House shares are an excellent way to save money on household bills and expenditures, however it’s important to learn how to manage household finances, to avoid late bill payments and potential disagreements between housemates.
If you’ve had difficulties with house shares in the past, or you’re sharing a house for the first time, these tips from icount will provide you with the best information on how to manage your household finances more effectively.
Make rent a priority
Rent can be organised in two different ways, either through a joint contract or individual contracts for each member of the household. The most common form is a joint contract for the entire household, which states how much rent in total needs to paid each month. As such, it’s crucial to sit down and discuss how rent is a) going to be split and b) going to be paid.
For example, it could be that one member of the household pays the rent in full to the landlord, whilst the rest of the household simply transfer their part of the rent to them. Or it could be that each member sends their percentage of the rent to the landlord.
Are you all going to be paying equal amounts, or is whoever has a bigger room or an en suite expected to pay more? These are all questions that need to be addressed from the off.
Identify what bills need to be paid and when
Some of the household costs that will need splitting may include: gas and electricity; the tv license; contents insurance and water.

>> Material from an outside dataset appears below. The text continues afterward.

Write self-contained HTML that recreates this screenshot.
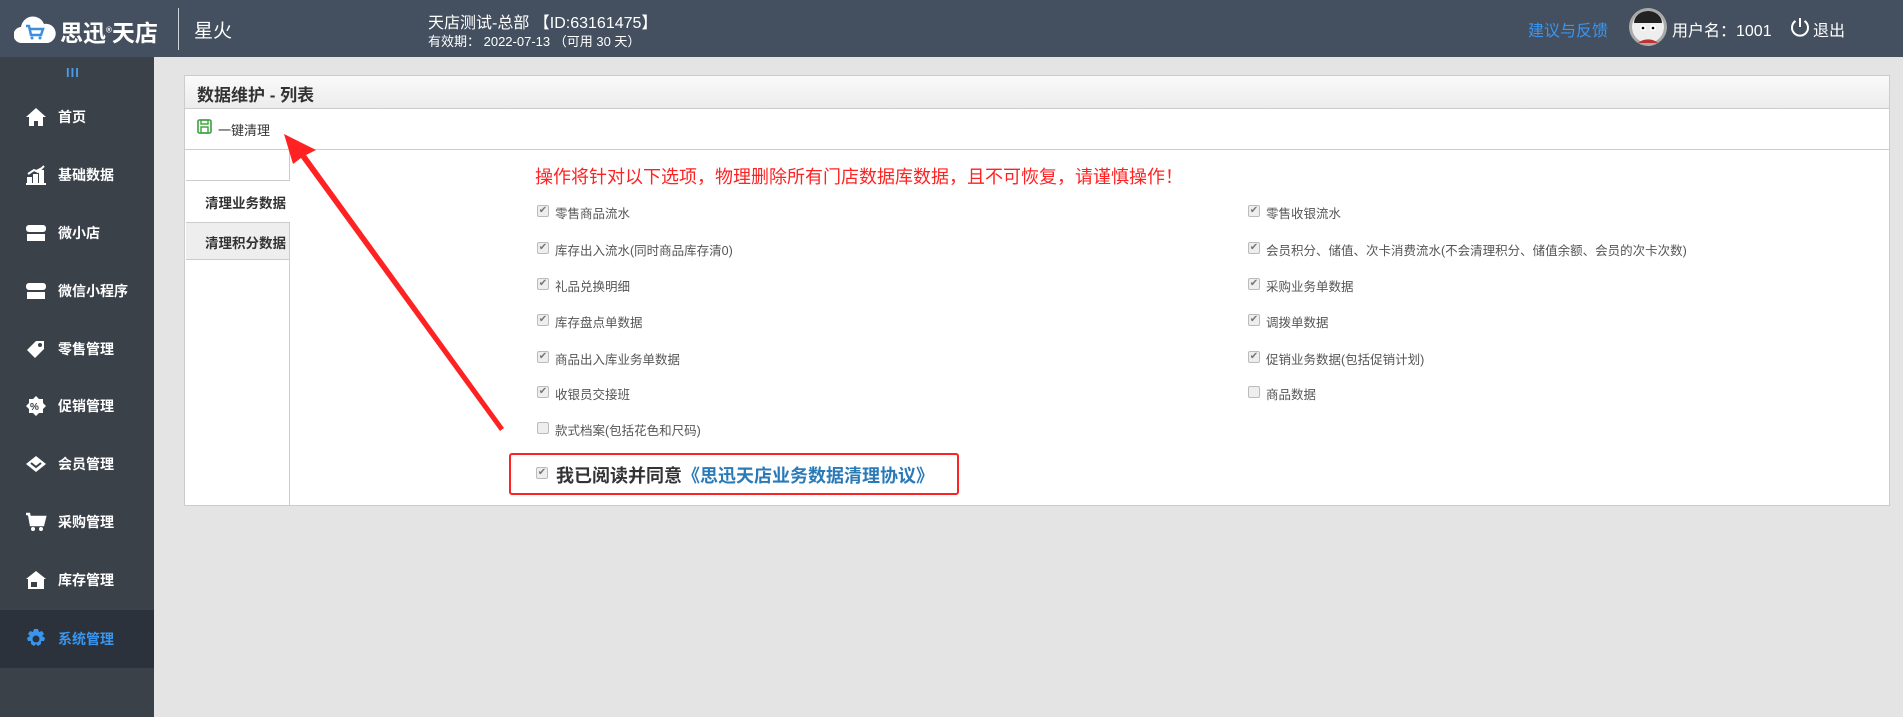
<!DOCTYPE html>
<html><head><meta charset="utf-8"><style>
*{margin:0;padding:0;box-sizing:border-box}
body{width:1903px;height:717px;overflow:hidden;font-family:"Liberation Sans","Noto Sans CJK SC",sans-serif;background:#e4e4e4;position:relative}
.hdr{position:absolute;left:0;top:0;width:1903px;height:57px;background:#44505f;color:#fff}
.abs{position:absolute;white-space:nowrap}
.side{position:absolute;left:0;top:57px;width:154px;height:660px;background:#3a4149}
.mi{position:absolute;left:0;width:154px;height:58px;color:#fff;font-weight:bold;font-size:14px}
.mi span{position:absolute;left:58px;top:50%;transform:translateY(-50%)}
.mi svg{position:absolute;left:25px;top:50%;transform:translateY(-50%)}
.panel{position:absolute;left:184px;top:75px;width:1706px;height:431px;background:#fff;border:1px solid #ccc}
.ph{height:33px;background:linear-gradient(#fafafa,#ececec);border-bottom:1px solid #ccc;font-size:17px;font-weight:bold;color:#333;padding:5px 0 0 12px}
.cb{position:absolute;width:12px;height:12px;border:1px solid #bbb;border-radius:2px;background:#eee;font-size:10px;color:#777;text-align:center;line-height:10px}
.lb{position:absolute;font-size:12.5px;color:#555;white-space:nowrap}
</style></head><body>
<div class="hdr">
 <svg class="abs" style="left:14px;top:14px" width="42" height="30" viewBox="0 0 42 30"><path d="M8 29a8 8 0 0 1-1-16 12 12 0 0 1 23-3 9 9 0 0 1 4 19z" fill="#fff"/><path d="M12 12h3l2 9h10l2-6H16" stroke="#3d8fdd" stroke-width="2.5" fill="none"/><circle cx="18" cy="24" r="1.5" fill="#3d8fdd"/><circle cx="26" cy="24" r="1.5" fill="#3d8fdd"/></svg>
 <div class="abs" style="left:60px;top:14px;font-size:23px;font-weight:bold;color:#fff">思迅<sup style="font-size:8px">®</sup>天店</div>
 <div class="abs" style="left:178px;top:8px;width:1px;height:42px;background:#cfd4da"></div>
 <div class="abs" style="left:194px;top:16px;font-size:19px">星火</div>
 <div class="abs" style="left:428px;top:9px;font-size:16px">天店测试-总部 【ID:63161475】</div>
 <div class="abs" style="left:428px;top:31px;font-size:13px">有效期： 2022-07-13 （可用 30 天）</div>
 <div class="abs" style="left:1528px;top:17px;font-size:16px;color:#3a95ee">建议与反馈</div>
 <svg class="abs" style="left:1628px;top:7px" width="40" height="40" viewBox="0 0 40 40"><circle cx="20" cy="20" r="19" fill="#aaa"/><circle cx="20" cy="20" r="16" fill="#eee"/><path d="M6 16a14 12 0 0 1 28 0z" fill="#222"/><path d="M10 36a12 8 0 0 1 20 0z" fill="#b33"/><circle cx="15" cy="21" r="3" fill="#fff"/><circle cx="25" cy="21" r="3" fill="#fff"/><circle cx="15" cy="21" r="1.3" fill="#000"/><circle cx="25" cy="21" r="1.3" fill="#000"/></svg>
 <div class="abs" style="left:1672px;top:17px;font-size:16px">用户名：1001</div>
 <svg class="abs" style="left:1789px;top:16px" width="22" height="22" viewBox="0 0 22 22"><path d="M6.5 5a8 8 0 1 0 9 0" stroke="#fff" stroke-width="2" fill="none"/><path d="M11 2v9" stroke="#fff" stroke-width="2"/></svg>
 <div class="abs" style="left:1813px;top:17px;font-size:16px">退出</div>
</div>
<div class="side">
 <div class="abs" style="left:66px;top:8px;font-size:13px;color:#4a9ae8;font-weight:bold;letter-spacing:1px">III</div>
 <div class="mi" style="top:31px"><svg width="22" height="20" viewBox="0 0 22 20"><path d="M11 1L1 10h3v9h5v-5h4v5h5v-9h3z" fill="#fff"/></svg><span>首页</span></div>
 <div class="mi" style="top:89px"><svg width="22" height="20" viewBox="0 0 22 20"><path d="M1 19h20M3 18v-5h3v5M9 18v-8h3v8M15 18V6h3v12M3 9l6-4 4 2 6-6" stroke="#fff" stroke-width="2" fill="#fff"/></svg><span>基础数据</span></div>
 <div class="mi" style="top:147px"><svg width="22" height="20" viewBox="0 0 22 20"><rect x="1" y="2" width="20" height="7" rx="3" fill="#fff"/><rect x="2" y="11" width="18" height="7" fill="#fff"/></svg><span>微小店</span></div>
 <div class="mi" style="top:205px"><svg width="22" height="20" viewBox="0 0 22 20"><rect x="1" y="2" width="20" height="7" rx="3" fill="#fff"/><rect x="2" y="11" width="18" height="7" fill="#fff"/></svg><span>微信小程序</span></div>
 <div class="mi" style="top:263px"><svg width="22" height="20" viewBox="0 0 22 20"><path d="M2 11l9-9h8v8l-9 9z" fill="#fff"/><circle cx="15" cy="6" r="2" fill="#3a4149"/></svg><span>零售管理</span></div>
 <div class="mi" style="top:320px"><svg width="22" height="22" viewBox="0 0 22 22"><path d="M11 1l3 3h4v4l3 3-3 3v4h-4l-3 3-3-3H4v-4l-3-3 3-3V4h4z" fill="#fff"/><text x="5" y="15" font-size="10" font-weight="bold" fill="#3a4149">%</text></svg><span>促销管理</span></div>
 <div class="mi" style="top:378px"><svg width="22" height="20" viewBox="0 0 22 20"><path d="M11 2L1 10l10 8 10-8z" fill="#fff"/><path d="M6 9l5 4 5-4" stroke="#3a4149" stroke-width="2" fill="none"/></svg><span>会员管理</span></div>
 <div class="mi" style="top:436px"><svg width="22" height="20" viewBox="0 0 22 20"><path d="M1 2h3l2 11h12l2-8H5" stroke="#fff" stroke-width="2.5" fill="#fff"/><circle cx="8" cy="17" r="2" fill="#fff"/><circle cx="16" cy="17" r="2" fill="#fff"/></svg><span>采购管理</span></div>
 <div class="mi" style="top:494px"><svg width="22" height="20" viewBox="0 0 22 20"><path d="M11 1L1 9h2v10h16V9h2z" fill="#fff"/><rect x="6" y="12" width="6" height="5" fill="#3a4149"/></svg><span>库存管理</span></div>
 <div class="mi" style="top:553px;background:#2b323b;color:#3a95ee"><svg width="22" height="22" viewBox="0 0 22 22"><path d="M9 1h4l1 3 3-1 2 3-2 2 3 2-1 3-3 0 0 3-3 2-2-2-2 2-3-2 0-3-3 0-1-3 3-2-2-2 2-3 3 1z" fill="#3a95ee"/><circle cx="11" cy="11" r="3.5" fill="#2b323b"/></svg><span>系统管理</span></div>
</div>
<div class="panel">
 <div class="ph">数据维护 - 列表</div>
 <div style="height:41px;border-bottom:1px solid #ccc;position:relative">
  <svg class="abs" style="left:12px;top:10px" width="15" height="15" viewBox="0 0 15 15"><rect x="1" y="1" width="13" height="13" rx="1.5" stroke="#3aa03a" stroke-width="1.6" fill="none"/><rect x="4" y="1" width="7" height="4" stroke="#3aa03a" stroke-width="1.4" fill="none"/><rect x="4" y="8" width="7" height="6" stroke="#3aa03a" stroke-width="1.4" fill="none"/></svg>
  <div class="abs" style="left:33px;top:11px;font-size:13px;color:#333">一键清理</div>
 </div>
 <div class="abs" style="left:104px;top:74px;width:1px;height:356px;background:#ccc"></div>
 <div class="abs" style="left:1px;top:74px;width:103px;height:31px;border-bottom:1px solid #ccc"></div>
 <div class="abs" style="left:1px;top:105px;width:104px;height:41px;background:#fff;font-size:13.5px;font-weight:bold;color:#333;padding:11px 0 0 19px">清理业务数据</div>
 <div class="abs" style="left:1px;top:146px;width:103px;height:38px;background:#eee;border-top:1px solid #ccc;border-bottom:1px solid #ccc;font-size:13.5px;font-weight:bold;color:#333;padding:9px 0 0 19px">清理积分数据</div>
 <div class="abs" style="left:350px;top:87px;font-size:18px;color:#f22">操作将针对以下选项，物理删除所有门店数据库数据，且不可恢复，请谨慎操作！</div>
</div>
<div id="items"></div>
<div class="abs" style="left:509px;top:453px;width:450px;height:42px;border:2px solid #f22;border-radius:3px"></div>
<div class="cb" style="left:536px;top:467px">✔</div>
<div class="abs" style="left:556px;top:462px;font-size:18px;font-weight:bold;color:#333">我已阅读并同意<span style="color:#2a7ab8">《思迅天店业务数据清理协议》</span></div>
<svg class="abs" style="left:0;top:0" width="1903" height="717"><polygon points="284,134 316,150 306,155 504,428 500,431 301,158 293,164" fill="#f22"/></svg>
<script>
var c1=["零售商品流水","库存出入流水(同时商品库存清0)","礼品兑换明细","库存盘点单数据","商品出入库业务单数据","收银员交接班","款式档案(包括花色和尺码)"];
var c2=["零售收银流水","会员积分、储值、次卡消费流水(不会清理积分、储值余额、会员的次卡次数)","采购业务单数据","调拨单数据","促销业务数据(包括促销计划)","商品数据"];
var ys=[211,248,284,320,357,392,428],h="";
c1.forEach(function(t,i){h+='<div class="cb" style="left:537px;top:'+(ys[i]-6)+'px">'+(i<6?'✔':'')+'</div><div class="lb" style="left:555px;top:'+(ys[i]-8)+'px">'+t+'</div>';});
c2.forEach(function(t,i){h+='<div class="cb" style="left:1248px;top:'+(ys[i]-6)+'px">'+(i<5?'✔':'')+'</div><div class="lb" style="left:1266px;top:'+(ys[i]-8)+'px">'+t+'</div>';});
document.getElementById('items').innerHTML=h;
</script>
</body></html>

You’ll need to identify what outgoings you have as a house, when they should be paid and how much each person should pay. If you’re paying bills via direct debit, it might be beneficial to change the payment dates to the same time of month, so it’s easier to remember when the money will be taken from your account.
Open a household bank account
A simple way of managing household finances is to open a joint bank account between house members and pay all bills from this account. Each housemate can pay into the account and direct debits can be set up to ensure bills are paid on time.
If problems arise, it’s easier to identify the root cause if payments are being made from one central account, however this option carries an element of risk as you are financially linked to the credit rating of those you are sharing the account with. Therefore it’s vital to only open a joint account with people you trust implicitly.
Alternatively, you could opt for a prepaid card instead of a traditional bank account, which still allows you to pay your bills from one central account. Not only that, but each member of the account can have access to their own card to use, which comes in handy if you’re splitting a food shop or household purchases, for example.
Assign a designated billpayer
If a joint household account sounds like too much of a risk, you may want to consider assigning a designated billpayer. This can be yourself or any house member that can be trusted with paying bills on time.
There is still an element of trust needed here, as you must ensure that everyone has paid their share in time for the bill to be paid. However, with this option your credit score is less at risk.
Try a bill splitting service
These days there are plenty of companies that offer a helping hand with housemates sharing bills. Some companies can combine bills such as water, broadband, gas and electricity and TV, into one monthly cost so you don’t have to worry about making separate payments.
Getting involved in a house share may seem like a daunting prospect at first, however there are many resources like this that can give you all the information you need to ensure everything runs smoothly and your finances are managed effectively.